As regards procedures, the mechanics of advantage in the penalty area would be to keep your mouth shut and the whistle down, no matter what. No referee should ever be caught on tape giving the non-PA advantage signal for something that occurred inside the penalty area.

As regards the substance of advantage, inside the penalty area advantage is defined solely in terms of scoring a goal “immediately” (i.e., within a play — roughly — a pinball-type carom off one player to another player and then into the goal would be included). If a goal is scored “immediately,” count the goal and card only if the original offense by the defender deserved it outside the context of S4 or S5 (Law 12 reasons for sending-off). If a goal is not scored, regardless of the reason, whistle and call for a penalty kick.


Is there a period of time before and after a match whereby an incident involving a player and ref is no longer related to the match. An example would be where a player swore at a referee two hours after the match had ended.

I understand the Respect element however I want to ensure the disciplinary is dealt with in the correct context.

Many thanks.

USSF answer (September 14, 2010):
The referee’s authority ends after he (or she) and the players and other team personnel have left the vicinity of the field. Any misconduct committed by players or substitutes after the field has been cleared must be described in the game report and reported to the competition authority. The referee may display cards as long as he or she remains on the field of play after the game is over. Referees are advised to avoid remaining in the area of the field unnecessarily, as this can lead to the sort of situation you describe.

After two hours, the statute of limitations on including this matter in the match report has run out. We would suggest that you submit a separate report on the matter to the competition authority and to the state association.


I was an AR in a Division 2 adult match this yesterday. At around the 75th minute, near my touchline, the ball was played forward to a player in an offside position. That player ran into an onside position, then turned around and chased after the ball that had been played. No player, opponent or teammate, touched or played the ball from the original play of the ball until he played it himself. When he “interfered with play,” I raised my flag for offside. The center referee blew his whistle. The offending player originally didn’t hear the whistle and proceeded to kick the ball into the goal. As this would have leveled the game 1-1, he was understandably upset when he saw that the goal was being disallowed for offside. He came over to me and asked why I called him offside. I answered, quite simply, “You were in an offside position when the ball was played.” He asked, “Did I run into an onside position after that?” I replied, “I believe so.” He asked, “But I was still offside?” I answered, “Yes, you committed an offside offence since you were in an offside position when the ball was played to you.” He then summoned the center referee, saying, “Ref, your linesman doesn’t know the rules!” The center official came to me and I clarified what happened. As my call was correct, the defending team restarted play with an IFK.

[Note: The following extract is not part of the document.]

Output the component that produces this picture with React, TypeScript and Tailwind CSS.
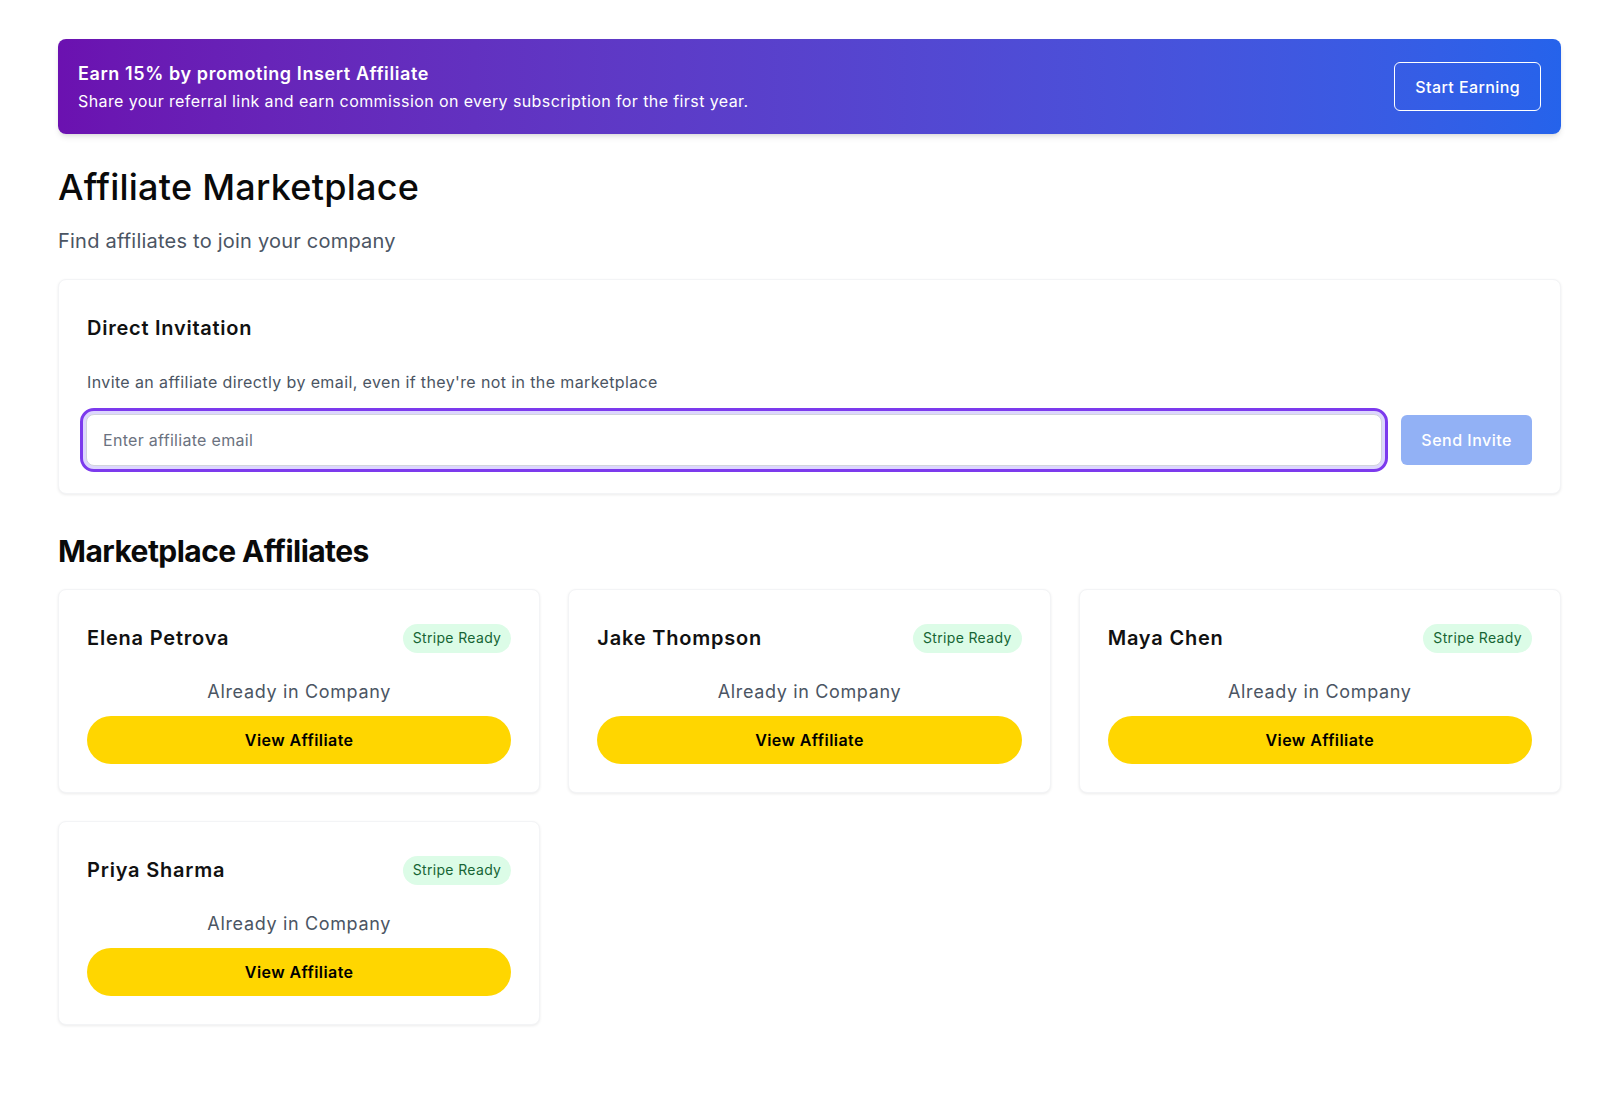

I take from this that the attacker thought there was some sort of clause in Law 11 allowing a player in an offside position to avoid committing an offside offence by “tagging up” in an onside position prior to running onto the ball. Obviously, there is no such clause. But I’ve heard this sort of thing before from a few players and coaches. In my situation, the offending player’s words and actions contributed to an eventual caution for dissent after he got upset over another offside call I made two or three minutes later. (The second call wasn’t protested due to a misunderstanding of the Law; it was simply a mistimed run on his part) This caution is something that could have been avoided if the player had a better understanding of the Laws of the Game. As referees, I feel it is our duty to educate the interested public about the Laws. So what is the origin of this “tag up” misconception, and what can we as referees do to combat further misunderstandings about the Laws? Could I or my center referee have handled the situation better?

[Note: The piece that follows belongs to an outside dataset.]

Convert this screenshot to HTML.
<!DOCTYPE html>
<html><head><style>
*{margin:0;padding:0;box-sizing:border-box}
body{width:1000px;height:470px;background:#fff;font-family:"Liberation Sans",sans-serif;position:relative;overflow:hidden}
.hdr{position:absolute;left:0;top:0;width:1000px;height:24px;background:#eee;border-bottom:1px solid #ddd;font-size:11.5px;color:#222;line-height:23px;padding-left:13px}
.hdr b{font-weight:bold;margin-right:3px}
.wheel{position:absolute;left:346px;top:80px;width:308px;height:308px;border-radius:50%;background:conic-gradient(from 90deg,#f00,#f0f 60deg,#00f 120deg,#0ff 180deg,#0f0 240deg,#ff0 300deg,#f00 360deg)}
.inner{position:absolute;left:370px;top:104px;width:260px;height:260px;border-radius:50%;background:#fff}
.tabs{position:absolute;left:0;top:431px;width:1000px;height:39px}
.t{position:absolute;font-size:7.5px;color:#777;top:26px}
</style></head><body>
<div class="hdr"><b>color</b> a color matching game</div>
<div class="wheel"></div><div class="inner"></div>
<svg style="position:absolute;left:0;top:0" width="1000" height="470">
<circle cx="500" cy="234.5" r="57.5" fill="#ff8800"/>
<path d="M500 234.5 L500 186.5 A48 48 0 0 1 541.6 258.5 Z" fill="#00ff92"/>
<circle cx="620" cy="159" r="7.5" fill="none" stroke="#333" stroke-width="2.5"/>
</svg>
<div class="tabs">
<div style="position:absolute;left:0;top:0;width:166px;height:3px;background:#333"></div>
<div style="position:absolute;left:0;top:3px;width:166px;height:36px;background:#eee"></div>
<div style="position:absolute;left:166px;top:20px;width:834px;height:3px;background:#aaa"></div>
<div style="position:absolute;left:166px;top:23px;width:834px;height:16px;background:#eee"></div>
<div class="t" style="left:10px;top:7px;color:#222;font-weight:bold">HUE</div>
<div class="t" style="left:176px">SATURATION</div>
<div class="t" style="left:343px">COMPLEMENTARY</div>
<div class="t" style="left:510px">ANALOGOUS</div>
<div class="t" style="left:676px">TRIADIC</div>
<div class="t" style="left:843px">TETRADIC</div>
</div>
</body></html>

USSF answer (September 14, 2010):
The Laws of the Game were not written to compensate for the mistakes of players (and undereducated coaches). The attacking player was clearly wrong, despite his notion that, if he returned to a supposedly “onside” position to play the ball, he was doing the right thing. Clearly he, his coach and those other, similarly rule knowledge-challenged coaches and players need to review Law 11.

Let it be clear to all: A player may not return from an offside position to play the ball last played by a teammate.

And, finally, to the point of how the officials should handle such a situation: First, your discussion was FAR too extended. Second, you should never have stated that the player was called for offside because “you were in an offside position when the ball was played.” The player was called for offside because he did one of the three things he is not permitted to do while in an offside position. Third, the referee should NEVER have let a player even approach an AR to debate a decision — the response should have been “If you want to discuss a decision, you talk to ME!”


First question:
I’ve been taught that referees, for good management of a game, for players and spectators will enjoy the game, have to “sell their calls.” (For example, don’t lightly blow your whistle for a penalty kick. Blow the whistle like you know for sure!) My question is, what is the best way to “sell” the second touch call by a keeper after parrying a ball? Its a rule that many (or I should say EVERY) senior referees and assignors have advised I don’t call, a rule players are not aware of because it is never called. I am not afraid to have the conviction to call tough calls, but I need advice on this one. Would a pregame warning to keepers help? Maybe I can get petition for the rule to change to make it so that it applies to the spirit of why the rule was made (prevention of time wasting)? A wink and a nod to use discretion and to think that every shot, no matter how soft, will knuckle and might need to be knocked down?

Second question:
This is about the politics of FIFA, NFHS, and NISOA. Why don’t they have the same rules? Is any party trying to unify with the other?

USSF answer (September 7, 2010):
First question:
a) Never, NEVER lecture the players before the game. Why? Because they will then expect you to live up to every word, something you cannot possibly do.
b) Don’t call a foul because the players don’t know that this is a violation? Please! That is the most idiotic bit of sophistry we have ever heard! If no one ever calls the foul, how will the players ever learn? Pay no attention to such “old referees’ tales.”

We might add that this is one of those calls that you need to be sure about and, particularly, that it made a difference in the run of play (i. e., the keeper took second possession in order to prevent an opponent from challenging for the ball).

Second question:
There are no politics involved here. The NFHS and the NCAA (not NISOA, which is simply a referee organization) do not belong to the U. S. Soccer Federation and are thus not bound by the Laws of the Game, the rules the rest of the world plays by.